Task statement:
Copy every line in the records below that contains the word "page".

Information provided:
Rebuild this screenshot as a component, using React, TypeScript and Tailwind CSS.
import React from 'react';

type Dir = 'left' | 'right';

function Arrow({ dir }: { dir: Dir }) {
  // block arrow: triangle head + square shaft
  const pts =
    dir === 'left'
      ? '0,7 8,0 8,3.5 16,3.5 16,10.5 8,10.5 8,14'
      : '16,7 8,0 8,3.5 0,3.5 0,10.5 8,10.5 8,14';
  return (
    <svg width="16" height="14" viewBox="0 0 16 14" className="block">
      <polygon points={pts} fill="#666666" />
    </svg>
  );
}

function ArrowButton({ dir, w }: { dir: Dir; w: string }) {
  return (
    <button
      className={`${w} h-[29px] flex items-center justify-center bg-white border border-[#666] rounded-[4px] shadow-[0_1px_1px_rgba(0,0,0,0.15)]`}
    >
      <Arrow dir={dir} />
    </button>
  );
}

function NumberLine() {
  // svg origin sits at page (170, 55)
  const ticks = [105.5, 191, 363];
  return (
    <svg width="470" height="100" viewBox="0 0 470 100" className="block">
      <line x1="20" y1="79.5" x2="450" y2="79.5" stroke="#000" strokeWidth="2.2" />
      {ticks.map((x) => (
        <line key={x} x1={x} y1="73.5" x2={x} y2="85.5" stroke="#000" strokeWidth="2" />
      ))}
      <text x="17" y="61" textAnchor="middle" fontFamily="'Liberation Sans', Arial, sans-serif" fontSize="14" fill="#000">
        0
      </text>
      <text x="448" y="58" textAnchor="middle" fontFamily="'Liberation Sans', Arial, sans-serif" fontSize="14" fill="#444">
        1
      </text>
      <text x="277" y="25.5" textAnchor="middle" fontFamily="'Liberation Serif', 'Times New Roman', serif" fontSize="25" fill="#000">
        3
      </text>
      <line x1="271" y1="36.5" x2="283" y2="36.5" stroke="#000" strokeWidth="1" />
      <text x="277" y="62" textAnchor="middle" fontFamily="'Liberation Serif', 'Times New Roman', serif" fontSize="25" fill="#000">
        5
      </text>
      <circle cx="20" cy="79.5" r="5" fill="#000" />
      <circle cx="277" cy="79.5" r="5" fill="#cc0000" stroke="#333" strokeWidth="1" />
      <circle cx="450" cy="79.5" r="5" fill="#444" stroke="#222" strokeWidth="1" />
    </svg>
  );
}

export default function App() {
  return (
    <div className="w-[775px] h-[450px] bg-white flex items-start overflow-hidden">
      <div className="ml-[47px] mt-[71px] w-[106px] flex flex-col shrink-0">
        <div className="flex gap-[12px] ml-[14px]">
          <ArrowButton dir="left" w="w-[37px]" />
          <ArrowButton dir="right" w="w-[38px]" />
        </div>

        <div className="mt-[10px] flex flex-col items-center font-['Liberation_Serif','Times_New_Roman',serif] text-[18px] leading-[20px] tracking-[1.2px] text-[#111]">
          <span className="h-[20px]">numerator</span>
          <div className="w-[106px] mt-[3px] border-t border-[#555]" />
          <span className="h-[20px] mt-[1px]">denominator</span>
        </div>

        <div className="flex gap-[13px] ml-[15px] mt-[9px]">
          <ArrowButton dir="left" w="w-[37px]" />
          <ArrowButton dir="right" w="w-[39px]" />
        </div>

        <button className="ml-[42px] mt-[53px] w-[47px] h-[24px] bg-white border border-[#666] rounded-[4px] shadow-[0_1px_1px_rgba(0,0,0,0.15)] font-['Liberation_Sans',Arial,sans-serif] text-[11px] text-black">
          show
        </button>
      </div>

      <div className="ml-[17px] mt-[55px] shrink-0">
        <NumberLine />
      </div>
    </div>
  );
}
...
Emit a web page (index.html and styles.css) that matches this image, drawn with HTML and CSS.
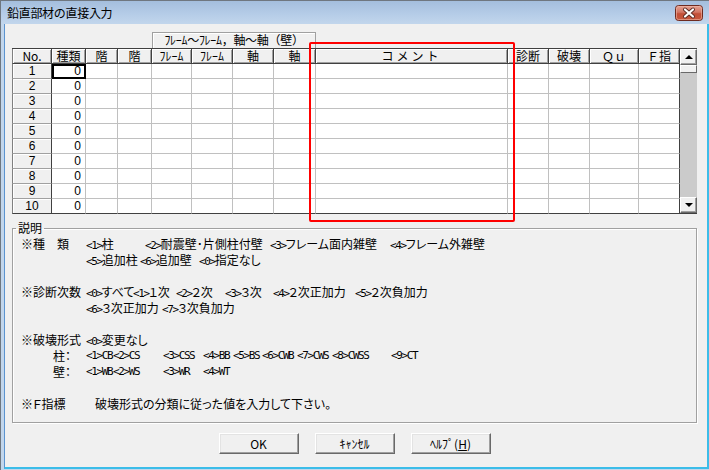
---
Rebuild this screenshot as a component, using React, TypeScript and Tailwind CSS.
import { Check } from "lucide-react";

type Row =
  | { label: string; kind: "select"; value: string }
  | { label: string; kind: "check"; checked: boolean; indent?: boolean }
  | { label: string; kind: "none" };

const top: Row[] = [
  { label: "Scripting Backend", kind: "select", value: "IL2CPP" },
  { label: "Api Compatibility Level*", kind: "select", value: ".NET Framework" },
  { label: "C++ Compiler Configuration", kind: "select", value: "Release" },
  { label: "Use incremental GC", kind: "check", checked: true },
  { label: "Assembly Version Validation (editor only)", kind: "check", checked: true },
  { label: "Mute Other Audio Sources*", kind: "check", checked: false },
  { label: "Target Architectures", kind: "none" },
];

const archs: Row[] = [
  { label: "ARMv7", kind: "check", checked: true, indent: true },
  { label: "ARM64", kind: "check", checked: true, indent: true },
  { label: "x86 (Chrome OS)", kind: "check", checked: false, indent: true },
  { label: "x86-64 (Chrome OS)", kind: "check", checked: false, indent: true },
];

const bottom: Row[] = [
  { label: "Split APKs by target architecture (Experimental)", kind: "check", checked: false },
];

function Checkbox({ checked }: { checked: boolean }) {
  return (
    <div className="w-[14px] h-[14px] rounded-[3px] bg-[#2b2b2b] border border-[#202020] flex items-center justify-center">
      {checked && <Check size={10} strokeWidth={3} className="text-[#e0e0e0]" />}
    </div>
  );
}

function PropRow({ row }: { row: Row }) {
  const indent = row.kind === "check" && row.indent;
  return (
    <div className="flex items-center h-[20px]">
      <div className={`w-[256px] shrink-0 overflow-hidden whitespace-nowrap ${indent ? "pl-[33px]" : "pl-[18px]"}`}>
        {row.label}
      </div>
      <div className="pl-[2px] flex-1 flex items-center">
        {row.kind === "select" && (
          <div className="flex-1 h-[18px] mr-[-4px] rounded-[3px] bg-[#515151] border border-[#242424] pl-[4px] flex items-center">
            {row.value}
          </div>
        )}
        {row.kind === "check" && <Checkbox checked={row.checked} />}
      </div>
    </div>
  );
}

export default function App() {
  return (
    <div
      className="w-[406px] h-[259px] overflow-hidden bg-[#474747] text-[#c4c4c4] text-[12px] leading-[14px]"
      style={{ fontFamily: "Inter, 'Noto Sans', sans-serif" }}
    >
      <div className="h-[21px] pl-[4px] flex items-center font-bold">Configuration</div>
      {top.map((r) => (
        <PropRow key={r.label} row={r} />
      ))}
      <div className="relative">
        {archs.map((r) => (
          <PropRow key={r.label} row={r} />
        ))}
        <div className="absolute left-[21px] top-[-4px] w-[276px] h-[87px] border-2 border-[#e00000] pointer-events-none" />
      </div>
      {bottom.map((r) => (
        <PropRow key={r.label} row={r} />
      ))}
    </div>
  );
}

Task response:
  // svg origin sits at page (170, 55)
Emit a web page (index.html and styles.css) that matches this image, drawn with HTML and CSS.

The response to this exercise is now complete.